In any case, I believe that Wilks will recognise the fairness in my determination and accept it as a solution suitable to all parties.
As well, new Telstra lines and disconnecting-points will have to be acquired and installed. I am unsure exactly which lots in the scheme are serviced by the IDF situated on "Noosa Place II" – if it services the lots of those owners who are presently affected (Petskys, Duffys and Zappalas), then that is the only work that needs to be done at this time (assuming the Duffys and Zappalas ask for a private direct line). If another IDF is involved (ie one of the those situated on stage I) then the same alternative cable process will have to be repeated to supply one or more of the affected owners. However, I understand that the telephone system in "Noosa Place I" is in the possession and control of the body corporate, in which case a simple connection rather than an alternative loop cable may be all that is necessary.
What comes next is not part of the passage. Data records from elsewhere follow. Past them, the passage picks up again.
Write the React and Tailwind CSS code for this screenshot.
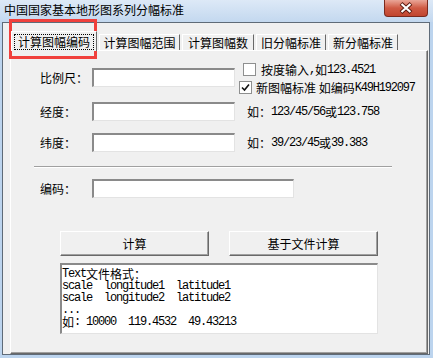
import React from 'react'

// ascii run in a SimSun-like half-width mono
function A({ children }) {
  return <span className="font-['Liberation_Mono',monospace] text-[12px] tracking-[-1.2px] leading-[12px]">{children}</span>
}

function Input({ w }) {
  return (
    <div
      className="h-[19px] bg-white border-t-2 border-l-2 border-t-[#8a8a8a] border-l-[#8a8a8a] border-r border-b border-r-[#e3e3e3] border-b-[#e3e3e3]"
      style={{ width: w }}
    />
  )
}

function CheckBox({ checked }) {
  return (
    <div className="w-[13px] h-[13px] bg-white border border-[#8e8f8f] flex items-center justify-center">
      {checked && (
        <svg width="9" height="9" viewBox="0 0 9 9">
          <path d="M1 4.5 L3.5 7 L8 1.5" fill="none" stroke="#111" strokeWidth="1.6" />
        </svg>
      )}
    </div>
  )
}

function Tab({ label, w, selected }) {
  if (selected) {
    return (
      <div className="relative z-10 -mb-[1px] h-[20px] w-[86px] bg-[#f0f0f0] border-t border-l border-white border-r border-r-[#696969] flex items-center justify-center">
        <div className="h-[16px] px-[3px] border border-dotted border-black flex items-center leading-[12px]">{label}</div>
      </div>
    )
  }
  return (
    <div
      className="h-[16px] bg-[#f0f0f0] border-t border-l border-white border-r border-r-[#696969] flex items-center justify-center leading-[12px]"
      style={{ width: w }}
    >
      {label}
    </div>
  )
}

function Button({ children }) {
  return (
    <div className="w-[149px] h-[25px] bg-[#f0f0f0] border-t border-l border-white border-r border-b border-r-[#696969] border-b-[#696969] shadow-[inset_-1px_-1px_0_#a0a0a0] flex items-center justify-center leading-[12px]">
      {children}
    </div>
  )
}

function Line({ children }) {
  return <div className="flex items-center h-[12px] leading-[12px] whitespace-pre">{children}</div>
}

export default function App() {
  return (
    <div className="relative w-[433px] h-[358px] overflow-hidden bg-[#bcd4ee] flex flex-col text-[12px] text-black font-['Noto_Sans_CJK_SC',sans-serif]">
      {/* title bar */}
      <div className="h-[22px] flex items-start bg-gradient-to-b from-[#dde9f7] to-[#c3d8ef]">
        <div className="pl-[4px] pt-[4px] leading-[12px]">中国国家基本地形图系列分幅标准</div>
        <div className="ml-auto mr-[5px] w-[44px] h-[17px] rounded-b-[4px] border border-t-0 border-[#7a2a1e] bg-gradient-to-b from-[#e9a597] via-[#cf5a44] to-[#c1452f] flex items-center justify-center">
          <svg width="14" height="12" viewBox="0 0 14 12">
            <path d="M2 1.5 L12 10.5 M12 1.5 L2 10.5" stroke="#5a1a10" strokeWidth="4" />
            <path d="M2.5 2 L11.5 10 M11.5 2 L2.5 10" stroke="#fff" strokeWidth="2.2" />
          </svg>
        </div>
      </div>

      {/* client */}
      <div className="flex-1 ml-[2px] mr-[3px] mb-[3px] border border-[#5f6b78] bg-[#f0f0f0] flex flex-col pt-[8px]">
        <div className="flex items-end gap-[2px] pl-[8px] h-[19px]">
          <Tab label="计算图幅编码" selected />
          <Tab label="计算图幅范围" w={81} />
          <Tab label="计算图幅数" w={72} />
          <Tab label="旧分幅标准" w={70} />
          <Tab label="新分幅标准" w={70} />
        </div>

        <div className="flex-1 ml-[7px] mr-[1px] border-t border-l border-white border-r border-b border-r-[#696969] border-b-[#696969] shadow-[inset_-1px_-1px_0_#a0a0a0] flex flex-col pt-[12px]">
          {/* row A */}
          <div className="flex items-start h-[31px] pl-[29px]">
            <div className="flex items-center mt-[5px]">
              <div className="w-[52px] leading-[12px]">比例尺：</div>
              <Input w={143} />
            </div>
            <div className="flex flex-col ml-[4px]">
              <div className="flex items-center h-[13px] pl-[4px] gap-[5px]">
                <CheckBox />
                <Line>按度输入<A>,</A>如<A>123.4521</A></Line>
              </div>
              <div className="flex items-center h-[13px] mt-[5px] gap-[4px]">
                <CheckBox checked />
                <Line>新图幅标准 如编码<A>K49H192097</A></Line>
              </div>
            </div>
          </div>

          {/* row B */}
          <div className="flex items-center h-[19px] mt-[8px] pl-[29px]">
            <div className="w-[52px] leading-[12px]">经度：</div>
            <Input w={143} />
            <div className="ml-[12px]">
              <Line>如：<A>123/45/56</A>或<A>123.758</A></Line>
            </div>
          </div>

          {/* row C */}
          <div className="flex items-center h-[19px] mt-[12px] pl-[29px]">
            <div className="w-[52px] leading-[12px]">纬度：</div>
            <Input w={143} />
            <div className="ml-[12px]">
              <Line>如：<A>39/23/45</A>或<A>39.383</A></Line>
            </div>
          </div>

          <div className="mt-[14px] ml-[23px] w-[358px] h-[1px] bg-[#a0a0a0]" />
          <div className="ml-[23px] w-[358px] h-[1px] bg-white" />

          {/* row D */}
          <div className="flex items-center h-[19px] mt-[11px] pl-[29px]">
            <div className="w-[52px] leading-[12px]">编码：</div>
            <Input w={202} />
          </div>

          <div className="flex gap-[20px] mt-[33px] ml-[49px]">
            <Button>计算</Button>
            <Button>基于文件计算</Button>
          </div>

          <div className="mt-[7px] ml-[49px] w-[318px] h-[71px] bg-white border-t-2 border-l-2 border-t-[#8a8a8a] border-l-[#8a8a8a] border-r border-b border-r-[#e3e3e3] border-b-[#e3e3e3] pt-[3px] flex flex-col">
            <Line><A>Text</A>文件格式：</Line>
            <Line><A>scale  longitude1  latitude1</A></Line>
            <Line><A>scale  longitude2  latitude2</A></Line>
            <Line><A>...</A></Line>
            <Line>如<A>: 10000  119.4532  49.43213</A></Line>
          </div>
        </div>
      </div>

      {/* red highlight */}
      <div className="absolute left-[9px] top-[19px] w-[88px] h-[40px] border-[3px] border-[#f0403c]" />
    </div>
  )
}
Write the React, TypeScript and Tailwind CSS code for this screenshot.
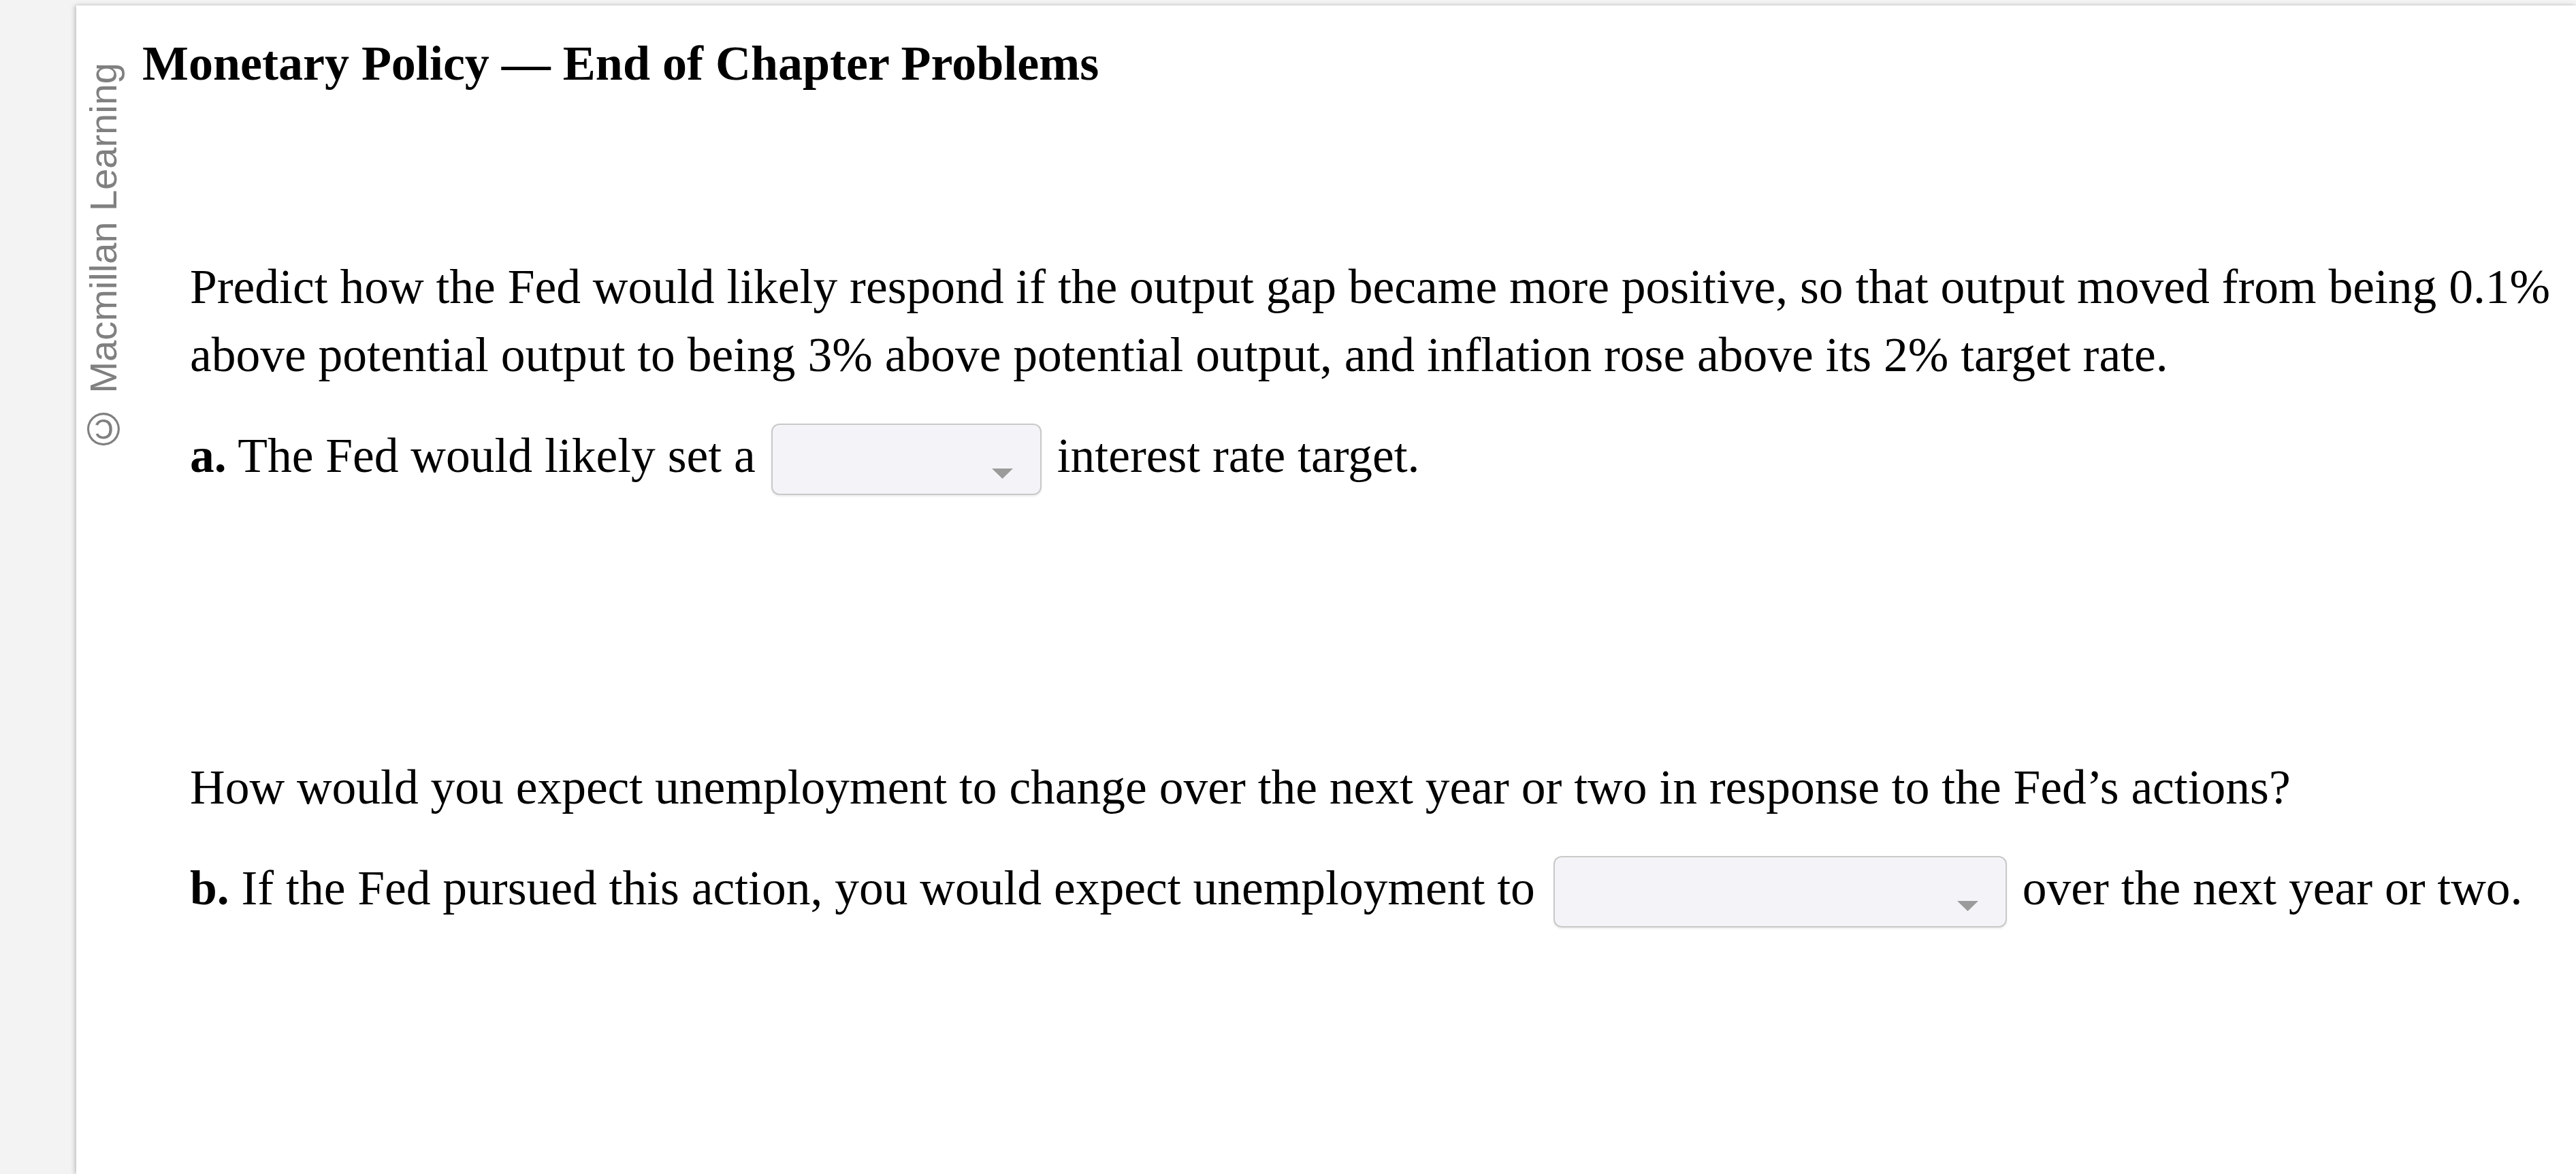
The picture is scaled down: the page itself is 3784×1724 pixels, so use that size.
import clsx from "clsx";

function Dropdown({ className }: { className?: string }) {
  return (
    <div
      className={clsx(
        "mt-[3px] flex h-[105px] shrink-0 items-end justify-end rounded-[12px] border-2 border-[#c9c9c9] bg-[#f4f4f8] pr-[40px] pb-[22px] shadow-[0_2px_3px_rgba(0,0,0,0.08)]",
        className
      )}
    >
      <svg width="31" height="15" viewBox="0 0 31 15">
        <path d="M0 0h31L15.5 15z" fill="#9b9b9b" />
      </svg>
    </div>
  );
}

export default function App() {
  return (
    <div className="flex h-screen w-full overflow-hidden bg-[#f3f3f3] pt-2 pl-[112px] font-['Liberation_Serif',serif] text-black">
      <main className="flex flex-1 bg-white shadow-[-3px_0_6px_rgba(0,0,0,0.16),0_-1px_4px_rgba(0,0,0,0.08)]">
        <div className="ml-[8px] mt-[84px] self-start rotate-180 whitespace-nowrap font-['Liberation_Sans',sans-serif] text-[56px] leading-[64px] text-[#808080] [writing-mode:vertical-rl]">
          <span className="text-[68px]">©</span> Macmillan Learning
        </div>

        <div className="ml-[25px] flex-1 pt-[45px]">
          <h1 className="whitespace-nowrap text-[72px] leading-[80px] font-bold">
            Monetary Policy — End of Chapter Problems
          </h1>

          <div className="pl-[70px] text-[71.5px] leading-[100px]">
            <p className="mt-[238px] whitespace-nowrap">
              Predict how the Fed would likely respond if the output gap became more positive, so that output moved from being 0.1%
              <br />
              above potential output to being 3% above potential output, and inflation rose above its 2% target rate.
            </p>

            <div className="mt-[48px] flex items-start gap-[23px] whitespace-nowrap">
              <span>
                <b>a.</b> The Fed would likely set a
              </span>
              <Dropdown className="w-[397px]" />
              <span>interest rate target.</span>
            </div>

            <p className="mt-[379px] whitespace-nowrap">
              How would you expect unemployment to change over the next year or two in response to the Fed’s actions?
            </p>

            <div className="mt-[48px] flex items-start gap-[23px] whitespace-nowrap">
              <span>
                <b>b.</b> If the Fed pursued this action, you would expect unemployment to
              </span>
              <Dropdown className="ml-[4px] w-[666px]" />
              <span>over the next year or two.</span>
            </div>
          </div>
        </div>
      </main>
    </div>
  );
}
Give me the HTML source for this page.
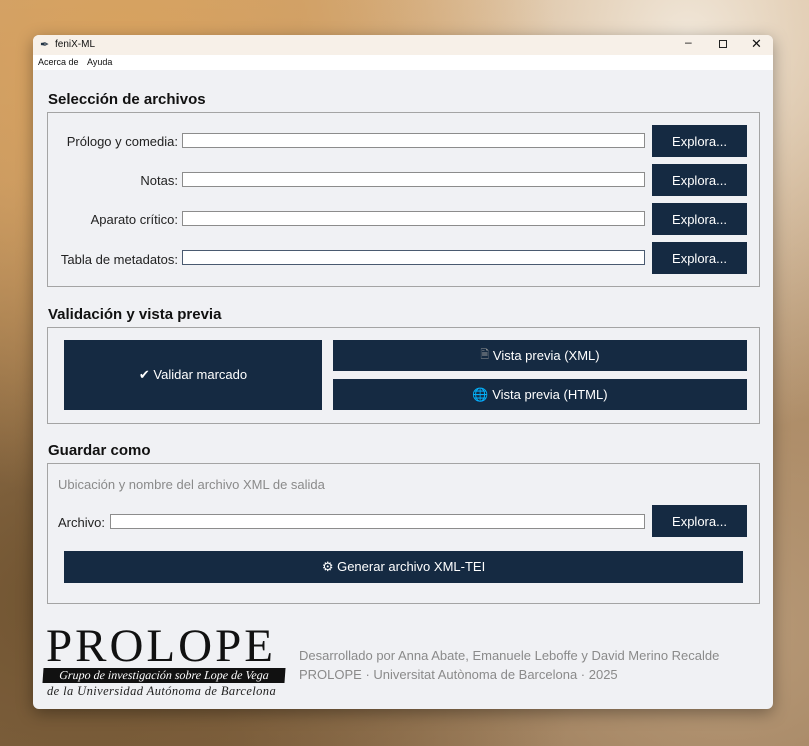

My order is that the body corporate must provide a direct line to the Petskys as the applicants, and allows other owners to make a similar request of the body corporate (eg Duffys and Zappalas). It may be prudent for the body corporate, when installing the loop cable, to make provision for future demands by installing excess lines.
I have allowed the body corporate three months in which to explore the best alternatives and select the best service provider – the committee may, on the authority of the order, make the decision even though the cost may exceed the committee’s normal statutory expenditure limit (see section 103(1)(d) of the Standard Module regulations.